Cyanobacteria typically appear as blue-green to black bubble trapping sheets. Like other chlorophyll-bearing creatures they utilize light (though not a lot), CO2, and dissolved organics. This is where you can beat them. Create a hostile environent by increasing the oxygen level in the water (surface agitation or a simple increase in flowrate in their area) and by taking the dissolved organic compounds (DOCs) out of the picture via fractionation (skimming) or precipitation (kalking). The reason they hug rocks and substrate is proximity to the waste products of the fauna hiding within.

Sometimes red sometime clear Dinoflagellate sheets are a slightly diferent issue. Check your pH (something that gradual kalking can do nicely, thank you). There is plenty of anecdotal evidence that raising pH (and some claim raising temp) suppresses their spread. You can also try to starve them out of nutrients by lowering DOC's.

Both occur naturally even in the most well maintained aquaria, so if they aren't present in alarming quantities...
In an cae, any remedy has to be applied judiciously so as not to stress other tank inhabitants.
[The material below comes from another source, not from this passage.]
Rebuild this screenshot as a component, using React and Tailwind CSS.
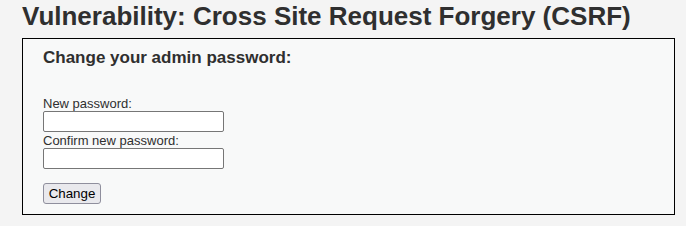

I highly recommend physical removal of havy sheets, they can literally suffocate cryptic fauna (and flora) in rocks. Cyanobac and dinoflag alike benefit from the increased nutrients brought about by subsequent tank fouling from all the dead organisms, and we wouldn't want the disgusting, slimey basts TOO happy.
Keep your phosphates down too!

Be stingy about overfeeding, and test your replacement water. I've found some phosphate in my replacement water (TWP + IO salt), so when I'm curing my replacement water, I use a phosphate sponge so I don't introduce any phosphate into the system.